Pro Tip: For variable loading conditions, perform calculations at multiple positions along the shaft and use the worst-case scenario for design. The OSHA Machine Guarding Standards provide excellent guidelines for safety factors in industrial equipment.

Interactive FAQ

What’s the difference between bending moment and torque?

Bending moment results from transverse loads perpendicular to the shaft axis, causing the shaft to bend. Torque (torsional moment) results from rotational forces about the shaft axis, causing twisting.

Key differences:

• Direction: Bending is perpendicular, torque is about the axis
• Stress Type: Bending creates normal stress, torque creates shear stress
• Deformation: Bending causes curvature, torque causes angular twist

Many shafts experience both simultaneously, requiring combined stress analysis using equations like:

σ_eq = √(σ_bending² + 3τ_torsion²) [von Mises stress]

How does shaft length affect bending moment?

Bending moment is highly sensitive to shaft length due to the moment arm effect. For a simply supported beam with center load:

M_max = F×L/4 (where L is total length)

Key relationships:

• Doubling length quadruples maximum moment (M ∝ L² for uniform loading)
• Deflection increases with L³ for uniform loads
• Critical speed varies inversely with L²

Design implications:

• Minimize unsupported lengths where possible
• Add intermediate supports for long shafts
• Consider tapered designs for very long shafts

What support configuration provides the lowest bending moment?

The fixed-fixed support configuration generally produces the lowest maximum bending moments for a given load, followed by simply supported, with cantilever beams having the highest moments.

Comparative Analysis (Center Load):

Support Type	Max Moment	Max Deflection	Relative Stiffness
Fixed-Fixed	F×L/8	F×L³/(192EI)	1.0 (Reference)
Simply Supported	F×L/4	F×L³/(48EI)	0.25× Fixed-Fixed
Cantilever	F×L	F×L³/(3EI)	0.03× Fixed-Fixed

Selection Guidelines:

• Use fixed-fixed for minimum deflection and moment
• Simply supported offers good balance of performance and simplicity
• Cantilevers enable unique designs but require careful analysis

How do I calculate the required shaft diameter from the bending moment?

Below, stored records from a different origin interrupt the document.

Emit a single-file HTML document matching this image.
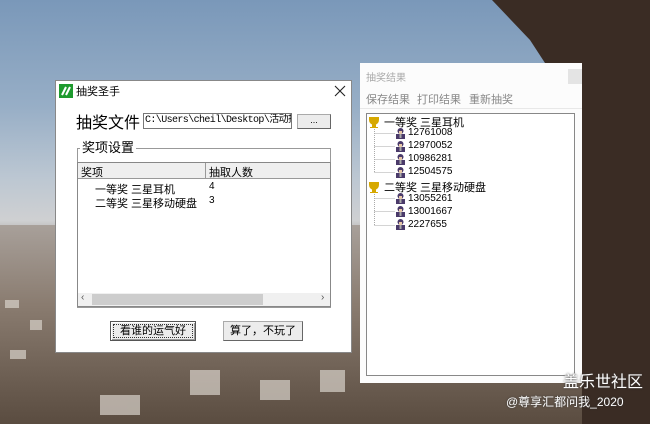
<!DOCTYPE html>
<html><head><meta charset="utf-8"><style>
*{margin:0;padding:0;box-sizing:border-box}
body{width:650px;height:424px;overflow:hidden;position:relative;font-family:"Liberation Sans","Noto Sans CJK SC",sans-serif;font-size:11px;color:#000;
background:linear-gradient(180deg,#7a98b9 0%,#97aec6 25%,#bcc7d2 42%,#cfd0d2 52%,#9c9690 58%,#7d7268 75%,#5a4d42 100%)}
.abs{position:absolute}
.t{position:absolute;white-space:nowrap}
</style></head><body>
<svg class="abs" style="left:0;top:0" width="650" height="424">
<defs><linearGradient id="c" x1="0" y1="0" x2="0" y2="1"><stop offset="0" stop-color="#a8a09a"/><stop offset="0.4" stop-color="#8a7c70"/><stop offset="1" stop-color="#5a4c40"/></linearGradient></defs>
<rect x="0" y="225" width="650" height="199" fill="url(#c)"/>
<g fill="#d8d2ca" opacity=".7"><rect x="5" y="300" width="14" height="8"/><rect x="30" y="320" width="12" height="10"/><rect x="10" y="350" width="16" height="9"/><rect x="190" y="370" width="30" height="25"/><rect x="260" y="380" width="30" height="20"/><rect x="320" y="370" width="25" height="22"/><rect x="100" y="395" width="40" height="20"/></g>
<path d="M492 0 L650 0 L650 424 L582 424 L582 63 L545 63 L530 40 Z" fill="#3a2c24"/>
</svg>

<!-- main dialog -->
<div class="abs" style="left:55px;top:80px;width:297px;height:273px;background:#fff;border:1px solid #888">
 <div class="abs" style="left:3px;top:3px;width:14px;height:14px;background:#1e9a2e"><svg width="14" height="14"><path d="M3 11 L7 3 M7 11 L11 3" stroke="#fff" stroke-width="2"/></svg></div>
 <div class="t" style="left:20px;top:2px;font-size:11px">抽奖圣手</div>
 <svg class="abs" style="left:278px;top:4px" width="12" height="12"><path d="M1 1 L11 11 M11 1 L1 11" stroke="#222" stroke-width="1.1"/></svg>
 <div class="t" style="left:20px;top:28px;font-size:16px">抽奖文件</div>
 <div class="abs" style="left:87px;top:32px;width:149px;height:16px;border:1px solid #777;font-family:'Liberation Mono','Noto Sans CJK SC',monospace;font-size:10px;line-height:14px;padding-left:1px;white-space:nowrap;overflow:hidden;letter-spacing:-0.6px">C:\Users\cheil\Desktop\活动抽</div>
 <div class="abs" style="left:241px;top:33px;width:34px;height:15px;background:#ececec;border:1px solid #aaa;border-right-color:#666;border-bottom-color:#666;text-align:center;font-size:9px;line-height:11px">...</div>
 <div class="abs" style="left:21px;top:67px;width:254px;height:160px;border:1px solid #999"></div>
 <div class="t" style="left:24px;top:56px;font-size:13px;background:#fff;padding:0 2px">奖项设置</div>
 <div class="abs" style="left:21px;top:81px;width:254px;height:145px;border:1px solid #888;background:#fff">
  <div class="abs" style="left:0;top:0;width:252px;height:16px;background:#efefef;border-bottom:1px solid #999"></div>
  <div class="abs" style="left:127px;top:0;width:1px;height:16px;background:#999"></div>
  <div class="t" style="left:3px;top:1px;font-size:11px">奖项</div>
  <div class="t" style="left:131px;top:1px;font-size:11px">抽取人数</div>
  <div class="t" style="left:17px;top:18px;font-size:11px">一等奖 三星耳机</div>
  <div class="t" style="left:131px;top:18px;font-size:10px">4</div>
  <div class="t" style="left:17px;top:32px;font-size:11px">二等奖 三星移动硬盘</div>
  <div class="t" style="left:131px;top:32px;font-size:10px">3</div>
  <div class="abs" style="left:0;top:130px;width:252px;height:13px;background:#f0f0f0"></div>
  <div class="abs" style="left:14px;top:131px;width:171px;height:11px;background:#cdcdcd"></div>
  <div class="t" style="left:3px;top:129px;font-size:10px;color:#555">‹</div>
  <div class="t" style="left:243px;top:129px;font-size:10px;color:#555">›</div>
 </div>
 <div class="abs" style="left:54px;top:240px;width:86px;height:20px;background:#ececec;border:1px solid #555;box-shadow:inset 1px 1px #fff,inset -1px -1px #999"><div style="border:1px dotted #333;margin:2px;height:14px;text-align:center;font-size:11px;line-height:13px">看谁的运气好</div></div>
 <div class="abs" style="left:167px;top:240px;width:80px;height:20px;background:#ececec;border:1px solid #aaa;border-right-color:#666;border-bottom-color:#666;text-align:center;font-size:11px;line-height:18px">算了，不玩了</div>
</div>

<!-- results window -->
<div class="abs" style="left:360px;top:63px;width:222px;height:320px;background:#fcfcfc">
 <div class="t" style="left:6px;top:6px;color:#aaa;font-size:10px">抽奖结果</div>
 <div class="abs" style="left:208px;top:6px;width:14px;height:15px;background:#e4e4e4"></div>
 <div class="t" style="left:6px;top:28px;color:#888;font-size:11px">保存结果</div>
 <div class="t" style="left:57px;top:28px;color:#888;font-size:11px">打印结果</div>
 <div class="t" style="left:109px;top:28px;color:#888;font-size:11px">重新抽奖</div>
 <div class="abs" style="left:0;top:45px;width:222px;height:1px;background:#e8e8e8"></div>
 <div class="abs" style="left:6px;top:50px;width:209px;height:263px;border:1px solid #888;background:#fff">
  <svg class="abs" style="left:0;top:0" width="100" height="130">
   <defs><g id="p"><circle cx="5.5" cy="3" r="3" fill="#4a3a6a"/><rect x="4" y="3" width="3" height="3" fill="#e8c8a8"/><path d="M1 6 h9 v5 h-9z" fill="#4a3a6a"/><rect x="4.5" y="6" width="2" height="4" fill="#aaa"/></g>
   <g id="tr" fill="#d6a800"><path d="M1 0 h10 v3 a5 5 0 0 1 -10 0z M4 7 h4 v3 h2 v1 h-8 v-1 h2z"/></g></defs>
   <use href="#tr" x="1" y="3"/><use href="#tr" x="1" y="68"/>
   <g stroke="#aaa" stroke-dasharray="1 1" fill="none"><path d="M7.5 15 V58 M7.5 19.5H28 M7.5 32.5H28 M7.5 45.5H28 M7.5 58.5H28 M7.5 80 V111 M7.5 84.5H28 M7.5 97.5H28 M7.5 111.5H28"/></g>
   <use href="#p" x="28" y="14"/><use href="#p" x="28" y="27"/><use href="#p" x="28" y="40"/><use href="#p" x="28" y="53"/>
   <use href="#p" x="28" y="79"/><use href="#p" x="28" y="92"/><use href="#p" x="28" y="105"/>
  </svg>
  <div class="t" style="left:17px;top:0px;font-size:11px">一等奖 三星耳机</div>
  <div class="t" style="left:41px;top:13px;font-size:10px">12761008</div>
  <div class="t" style="left:41px;top:26px;font-size:10px">12970052</div>
  <div class="t" style="left:41px;top:39px;font-size:10px">10986281</div>
  <div class="t" style="left:41px;top:52px;font-size:10px">12504575</div>
  <div class="t" style="left:17px;top:65px;font-size:11px">二等奖 三星移动硬盘</div>
  <div class="t" style="left:41px;top:79px;font-size:10px">13055261</div>
  <div class="t" style="left:41px;top:92px;font-size:10px">13001667</div>
  <div class="t" style="left:41px;top:105px;font-size:10px">2227655</div>
 </div>
</div>

<div class="t" style="left:563px;top:368px;color:#fff;font-size:16px;text-shadow:0 0 2px #333">盖乐世社区</div>
<div class="t" style="left:506px;top:393px;color:#fff;font-size:12px;text-shadow:0 0 2px #333">@尊享汇都问我_2020</div>
</body></html>
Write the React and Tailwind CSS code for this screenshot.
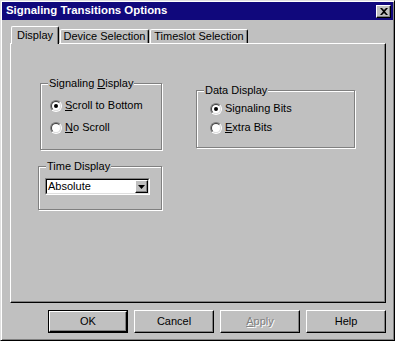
import React from 'react';

// Win95-style 3D edges
const raised = 'border border-t-white border-l-white border-r-black border-b-black shadow-[inset_-1px_-1px_0_#808080]';

function Radio({ checked }) {
  return (
    <span className="inline-block w-[12px] h-[12px] rounded-full border border-t-[#808080] border-l-[#808080] border-r-white border-b-white shrink-0">
      <span className="flex items-center justify-center w-full h-full rounded-full bg-white border border-t-[#404040] border-l-[#404040] border-r-[#dfdfdf] border-b-[#dfdfdf]">
        {checked && <span className="block w-[4px] h-[4px] rounded-full bg-black" />}
      </span>
    </span>
  );
}

function Option({ checked, children, className = '' }) {
  return (
    <div className={`flex items-center gap-[3px] h-[13px] ${className}`}>
      <Radio checked={checked} />
      <span className="leading-[13px]">{children}</span>
    </div>
  );
}

function Group({ title, className = '', inner = '', children }) {
  return (
    <fieldset className={`border border-[#808080] shadow-[1px_1px_0_#fff,inset_1px_1px_0_#fff] ${className}`}>
      <legend className="ml-[7px] px-[1px] bg-[#c0c0c0] leading-[13px]">{title}</legend>
      <div className={inner}>{children}</div>
    </fieldset>
  );
}

function Button({ children, isDefault, disabled }) {
  return (
    <div className={`w-[80px] h-[23px] ${isDefault ? 'border border-black' : ''}`}>
      <div className={`w-full h-full flex items-center justify-center ${raised}`}>
        <span className={disabled ? 'text-[#808080] [text-shadow:1px_1px_0_#fff]' : ''}>{children}</span>
      </div>
    </div>
  );
}

export default function App() {
  return (
    <div className="font-['Liberation_Sans',Arial,sans-serif] text-[11px] text-black">
      <div className="w-[395px] h-[341px] bg-[#c0c0c0] p-[1px] border border-t-[#dfdfdf] border-l-[#dfdfdf] border-r-black border-b-black shadow-[inset_1px_1px_0_#fff,inset_-1px_-1px_0_#808080]">
        {/* title bar */}
        <div className="h-[18px] bg-[#10087c] flex items-center justify-between pl-[4px] pr-[2px]">
          <span className="text-white font-bold text-[11.4px]">Signaling Transitions Options</span>
          <div className={`w-[15px] h-[13px] bg-[#c0c0c0] flex items-center justify-center ${raised}`}>
            <svg width="8" height="7" viewBox="0 0 8 7">
              <path d="M0 0h2l2 2 2-2h2L5 3.5 8 7H6L4 5 2 7H0l3-3.5z" fill="#000" />
            </svg>
          </div>
        </div>

        {/* tabs */}
        <div className="flex items-end h-[17px] mt-[6px] pl-[9px]">
          <div className="relative z-10 -mb-[1px] w-[48px] h-[18px] bg-[#c0c0c0] border-l border-t border-white border-r border-r-black rounded-t-[2px] shadow-[inset_-1px_0_0_#808080] flex items-center justify-center">
            Display
          </div>
          <div className="ml-[1px] w-[89px] h-[14px] border-l border-t border-white border-r border-r-black rounded-t-[2px] shadow-[inset_-1px_0_0_#808080] flex items-center justify-center">
            Device Selection
          </div>
          <div className="ml-[1px] w-[98px] h-[14px] border-l border-t border-white border-r border-r-black rounded-t-[2px] shadow-[inset_-1px_0_0_#808080] flex items-center justify-center">
            Timeslot Selection
          </div>
        </div>

        {/* panel */}
        <div className={`ml-[8px] w-[376px] h-[260px] ${raised} flex pl-[29px] pt-[33px]`}>
          <div className="flex flex-col w-[122px]">
            <Group title={<>Signaling <span className="underline underline-offset-[1px]">D</span>isplay</>} className="h-[73px]" inner="pl-[9px]">
              <Option checked className="mt-[9px]"><span className="underline underline-offset-[1px]">S</span>croll to Bottom</Option>
              <Option className="mt-[9px]"><span className="underline underline-offset-[1px]">N</span>o Scroll</Option>
            </Group>
            <Group title="Time Display" className="-ml-[2px] mt-[10px] h-[50px]" inner="pl-[6px]">
              <div className="mt-[5px] w-[105px] h-[17px] bg-white border border-t-[#808080] border-l-[#808080] border-r-white border-b-white">
                <div className="w-full h-full flex items-center border border-t-black border-l-black border-r-[#dfdfdf] border-b-[#dfdfdf]">
                  <span className="flex-1 pl-[1px] leading-[13px]">Absolute</span>
                  <div className={`w-[13px] h-full bg-[#c0c0c0] flex items-center justify-center ${raised}`}>
                    <svg width="7" height="4" viewBox="0 0 7 4">
                      <path d="M0 0h7L3.5 4z" fill="#000" />
                    </svg>
                  </div>
                </div>
              </div>
            </Group>
          </div>

          <Group title="Data Display" className="ml-[34px] mt-[7px] w-[159px] h-[64px] self-start" inner="pl-[13px]">
            <Option checked className="mt-[5px]">Signaling Bits</Option>
            <Option className="mt-[6px]"><span className="underline underline-offset-[1px]">E</span>xtra Bits</Option>
          </Group>
        </div>

        {/* buttons */}
        <div className="ml-[8px] w-[376px] mt-[7px] flex justify-end gap-[6px]">
          <Button isDefault>OK</Button>
          <Button>Cancel</Button>
          <Button disabled><span className="underline underline-offset-[1px]">A</span>pply</Button>
          <Button>Help</Button>
        </div>
      </div>
    </div>
  );
}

Use the flexure formula to determine minimum diameter:

σ = M×c/I where:

• σ = allowable bending stress
• M = maximum bending moment
• c = d/2 (distance to outer fiber)
• I = πd⁴/64 (moment of inertia for solid shaft)

Rearranged for diameter:

d = (32M/(πσ))^(1/3)

Design Example:

For M = 500Nm and σ_allow = 150MPa:

d = (32×500/(π×150×10⁶))^(1/3) = 0.037m → 37mm diameter

Practical Considerations:

• Round up to nearest standard size (e.g., 40mm)
• Add corrosion allowance for harsh environments
• Consider manufacturing tolerances

What are common mistakes in bending moment calculations?

Avoid these frequent errors:

1. Incorrect Load Positioning:
   • Measuring position from wrong reference point
   • Assuming symmetric loading when it’s not
2. Support Misclassification:
   • Assuming fixed supports when they’re actually pinned
   • Ignoring support flexibility in real-world conditions
3. Unit Inconsistencies:
   • Mixing mm with meters in calculations
   • Using pounds-force with metric dimensions
4. Neglecting Dynamic Effects:
   • Ignoring impact loads or vibration
   • Not considering fatigue for cyclic loading
5. Overlooking Combined Stresses:
   • Considering only bending without torsion
   • Ignoring axial loads in some applications

Verification Tips:

• Double-check units before calculating
• Sketch free-body diagrams for complex loadings
• Use multiple methods (hand calc + FEA) for critical designs
• Consult ASTM standards for testing procedures